You go back and forth like this all your life. Searching for some sense of who you are in someone else’s world. You are loved and have value. You are left and worth nothing. Thinking outside yourself like a fool. Until, perhaps, you come to a point where you, yourself, assign something value based on nothing else but what’s inside you. You in your own little mind. And the value you assign things is yours, no matter what. And it doesn’t matter how others perceive you or how they themselves interpret things. Whether you are dealing with truth or lies. Something or nothing. What matters is what is inside the self. What matters is that you hold on to yourself, no matter what,  up against gently cresting waves or storms of transformative measure. 

My romances wiped out. With the tremblings they brought.

What matters is not to forget how love  is built.

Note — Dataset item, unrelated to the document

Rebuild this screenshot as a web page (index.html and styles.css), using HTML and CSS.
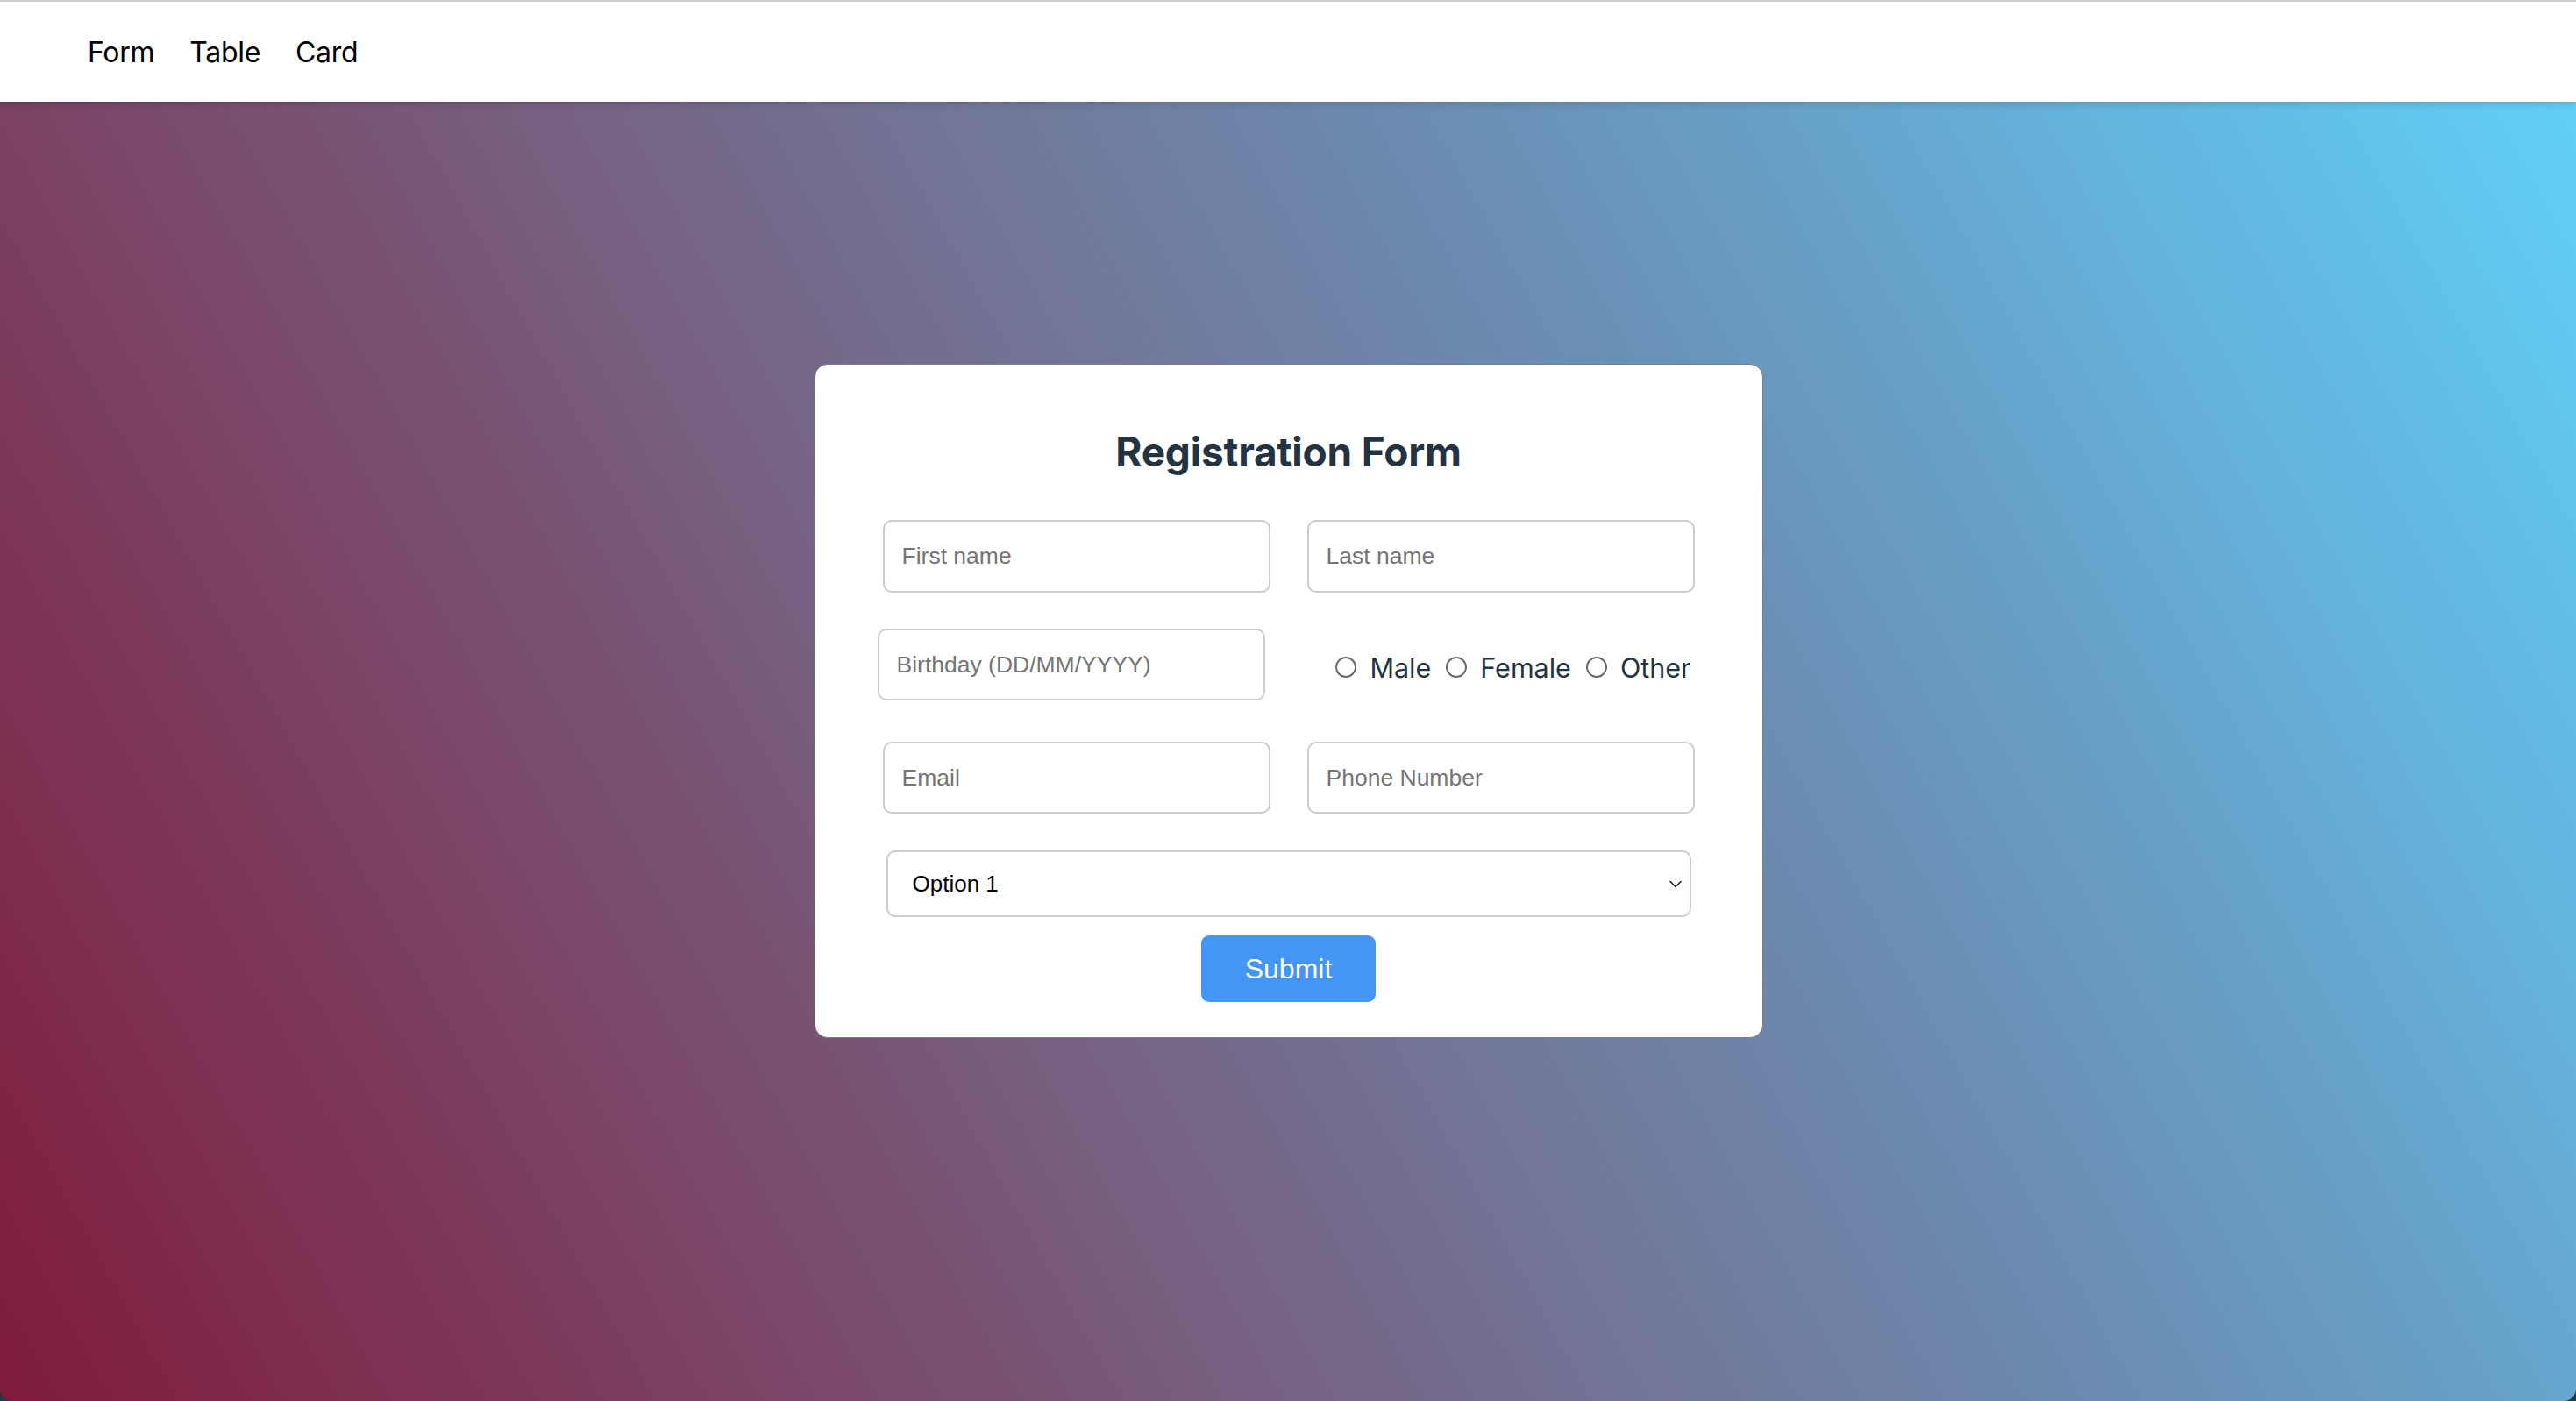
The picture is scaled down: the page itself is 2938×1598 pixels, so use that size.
FILE: index.html
```html
<!DOCTYPE html>
<html lang="en">
<head>
<meta charset="utf-8">
<title>Registration Form</title>
<link rel="stylesheet" href="styles.css">
</head>
<body>
<nav class="navbar">
  <a class="nav-link" href="#">Form</a>
  <a class="nav-link" href="#">Table</a>
  <a class="nav-link" href="#">Card</a>
</nav>
<main class="main">
  <form class="card">
    <h1 class="card-title">Registration Form</h1>
    <div class="row row-first">
      <input class="field" type="text" placeholder="First name">
      <input class="field" type="text" placeholder="Last name">
    </div>
    <div class="row row-second">
      <input class="field field-birthday" type="text" placeholder="Birthday (DD/MM/YYYY)">
      <div class="radio-group">
        <label class="radio"><span class="radio-circle"></span>Male</label>
        <label class="radio"><span class="radio-circle"></span>Female</label>
        <label class="radio"><span class="radio-circle"></span>Other</label>
      </div>
    </div>
    <div class="row row-third">
      <input class="field" type="email" placeholder="Email">
      <input class="field" type="tel" placeholder="Phone Number">
    </div>
    <div class="select-wrap">
      <select class="select">
        <option>Option 1</option>
        <option>Option 2</option>
        <option>Option 3</option>
      </select>
      <svg class="chevron" width="14" height="9" viewBox="0 0 14 9" aria-hidden="true"><path d="M1 1.5 L7 7.5 L13 1.5" fill="none" stroke="#222" stroke-width="1.6" stroke-linecap="round" stroke-linejoin="round"/></svg>
    </div>
    <button class="submit" type="button">Submit</button>
  </form>
</main>
</body>
</html>
```
FILE: styles.css
```css
* { box-sizing: border-box; }

html, body {
  margin: 0;
  padding: 0;
  height: 100%;
}

body {
  background: #23394a;
  font-family: Inter, "Liberation Sans", sans-serif;
  overflow: hidden;
}

.navbar {
  height: 116px;
  background: #ffffff;
  border-top: 2px solid #cdcdcd;
  display: flex;
  align-items: center;
  gap: 40px;
  padding-left: 100px;
  position: relative;
  z-index: 2;
  box-shadow: 0 2px 8px rgba(0, 0, 0, 0.18);
}

.nav-link {
  font-family: Inter, "Liberation Sans", sans-serif;
  font-size: 32px;
  color: #000000;
  text-decoration: none;
  line-height: 39px;
  letter-spacing: -0.3px;
}

.main {
  height: 1482px;
  background: linear-gradient(61deg, #801b3c 0%, #7a4d6e 28%, #746d8e 45%, #6a92b8 68%, #63b5de 86%, #60cff7 100%);
  border-bottom-left-radius: 14px;
  border-bottom-right-radius: 14px;
  display: flex;
  flex-direction: column;
  align-items: center;
  padding-top: 299px;
}

.card {
  width: 1082px;
  background: #ffffff;
  border: 1px solid #7e7e7e;
  border-radius: 15px;
  padding: 72px 77px 40px;
  display: flex;
  flex-direction: column;
  margin-left: 1px;
}

.card-title {
  margin: 0 0 50px;
  font-family: Inter, "Liberation Sans", sans-serif;
  font-weight: 700;
  font-size: 46px;
  line-height: 55px;
  color: #243342;
  text-align: center;
  letter-spacing: -0.2px;
}

.row {
  display: flex;
  align-items: center;
  justify-content: space-between;
}

.row-second {
  margin-top: 41px;
}

.row-third {
  margin-top: 47px;
}

.field {
  width: 442px;
  height: 83px;
  border: 2px solid #cccccc;
  border-radius: 10px;
  padding: 0 20px;
  font-family: "Liberation Sans", Arial, sans-serif;
  font-size: 26.5px;
  color: #222222;
  background: #ffffff;
  outline: none;
}

.row-second .field,
.row-third .field {
  height: 82px;
}

.field::placeholder {
  color: #757575;
}

.field-birthday {
  margin-left: -6px;
}

.radio-group {
  display: flex;
  align-items: center;
  margin-right: 4px;
  margin-top: 6px;
}

.radio {
  display: flex;
  align-items: center;
  font-family: Inter, "Liberation Sans", sans-serif;
  font-size: 30.5px;
  color: #243342;
  margin-left: 17px;
}

.radio:first-child {
  margin-left: 0;
}

.radio-circle {
  width: 24px;
  height: 24px;
  border: 2px solid #6a6a6a;
  border-radius: 50%;
  margin-right: 15px;
  background: #ffffff;
}

.select-wrap {
  position: relative;
  margin-top: 42px;
  margin-left: 4px;
  margin-right: 4px;
}

.select {
  display: block;
  width: 100%;
  height: 76px;
  border: 2px solid #cccccc;
  border-radius: 10px;
  padding: 0 28px;
  font-family: "Liberation Sans", Arial, sans-serif;
  font-size: 26px;
  color: #000000;
  background: #ffffff;
  appearance: none;
  -webkit-appearance: none;
  outline: none;
}

.chevron {
  position: absolute;
  right: 11px;
  top: 34px;
  pointer-events: none;
}

.submit {
  align-self: center;
  margin-top: 21px;
  width: 199px;
  height: 76px;
  border: none;
  border-radius: 9px;
  background: #4496f5;
  color: #ffffff;
  font-family: "Liberation Sans", Arial, sans-serif;
  font-size: 32px;
  padding-top: 2px;
  cursor: pointer;
}
```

You forget sometimes when you’re  broken. You think it’s outside yourself. You cry at night and hold on to the past and try to bring back the familiar- even if it had its flaws. Because as ugly as it is,  it’s the only thing you know. It’s the only place where purity and innocence are to be found. Only there, you think. Because newness is the bearer of shame. And this scares you. There is no love to be found in the emptiness, you think.

Wiped out forever. I set out once more from zero.

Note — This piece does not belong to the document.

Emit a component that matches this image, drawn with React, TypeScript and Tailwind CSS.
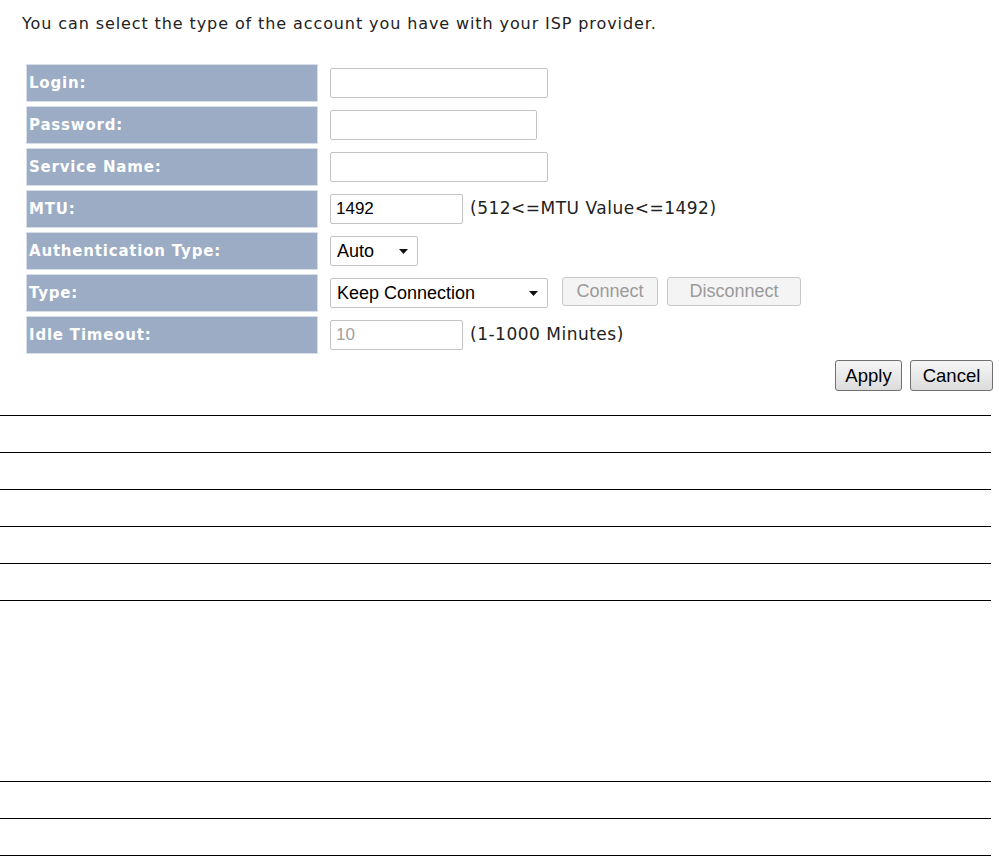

But when you remember that love is not wrapped up in any of that, nor is it the consequence of certain events, but rather, an acceptance of what is, then you’re OK. You can be in a place absent of shame, guilt, innocence, purity, goodness and evil once you finally remember that you are your own answer. That only you determine your worth. You can take what MH says and let it roll off your shoulders. You can accept breaking. You can accept rejection. You can accept what you’ve been dealt.

You can enjoy the pleasure of your own skin and the way your body feels and who made it feel so good. You can forgive your shame. You can make peace with the fact that you don’t know entirely how you feel at any given time. You can be sure that beauty is not a mark of validation given to you by others, but rather something you acknowledge in yourself. All that, in itself, gives you your spark of innocence. 

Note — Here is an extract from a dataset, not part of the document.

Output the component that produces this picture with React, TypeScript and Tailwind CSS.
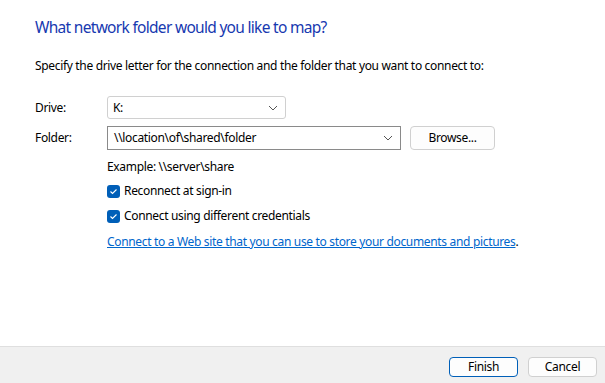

You can  be happy in the emptiness, knowing nothing, experiencing nothing, because broken or not, you carry a world of goodness and truth within you.

Leap Year

June 5, 2008

He used earth words and planted gardens and liked going down south and road trips to nowhere. He had tattoos of the Devil on his forearm, and looked like God, with big blue open seeing gentle eyes that had a spirit steady and true beyond the simple human spirit. He was a great kisser. Like me. But quiet. And deep. Not deep in a click-your-fingers-at-a-coffeehouse deep; not even the kind of temporary deep you think you see in the face of a student of philosophy. He was deep like rivers that cut through canyons as old as the brachiopod lingula and the horse shoe crab.

 

I met him when I was young. In a bookstore.  Buying war novels for my father. I liked to call him Mr. Smith, but his name was Steve. His hair was long and kinky and I remember I could smell his clean, hippy, 25-year-old smell as he flushed spines in the history section.  He said to me: “You see, you have this calming affect on me. I actually want to struggle with you.” And I thought to myself, I want to run my fingers through the algebraic recipe that cooked up the lines of your hair. I was on fire. I perused picture books of the American desert and listened to Navajo tunes. I bought a dress with flowers that came down to my ankles and I wore sandals.

 

He struggled with me. And then he took off. Restless. One day in May. He rode with some friends in an orange VW bus out to a reservation in New Mexico to study art and history and eat mushrooms and pledge a vow of celibacy to the Great Spirit in hopes that one day he would understand the difference between love and lust.

 

I waited. But he didn’t come back. The Spring was over. The warm, tired, lovesick days of August too, and eventually the fall and then the winter…

 

I fell for a waiter. I made love to a Jew who became a Rabbi. I danced meringue with Paul Garcia in a club named Brazil. I kissed Doug, Scot and Eamon and the Twelve Apostles and a Moroccan named Arie. And I sold my soul to a drummer one Leap Year because I lost count on how many times he said: you are so beautiful, baby.

 

I married a Spaniard who barely spoke English and barely brushed his teeth. He was tall and lanky and had a long face like El Greco and chased me around the bedroom, “Come here, wife. My sex is hard for you.” We lived in a piso on the 4th floor of a rundown building in Vallekas, a gypsy suburb of Madrid. I made tortillas and arroz con leche and sometimes crouched on the terraza under the hot sun and watched stray cats fuck on rooftops. I cried for home. And dreamed of humidity and the green, oxygen pine trees and grass that grows with dew stuck to each blade like a rock climber descending a cliff.

 

I became a woman. Desired. Pedestaled. Unwoven. Torn. Shredded. Real.

 

I made two babies. Moved to Jersey. Bought a home. Divorced. Years passed. In the Spring of ’04 I spread my father’s ashes across the jetty down on Nebraska Avenue. Saying goodbye to the man who taught me how to love. Boyfriends came. Boyfriends went. Sons grew up.

 

I bumped into Mr. Smith at a record store one night in February. He was buying vinyl and I was perusing the Cds. I barely recognized him without his long hair. But he still talked smooth and his tattoos were all black and green. And I thought, if I had my own they wouldn’t be the face of the devil. They’d be words. Words that save me from my self, where God, not man, is the Second Coming and the Third and Fourth. Words when strung together become the only thing in life that’s real—forming a straight line like Time to a Westerner.

 

We talked about books for a while. The west.  He didn’t remember much. And so I shrugged when he asked if I wanted to go for a drink. No, I said. Maybe another time.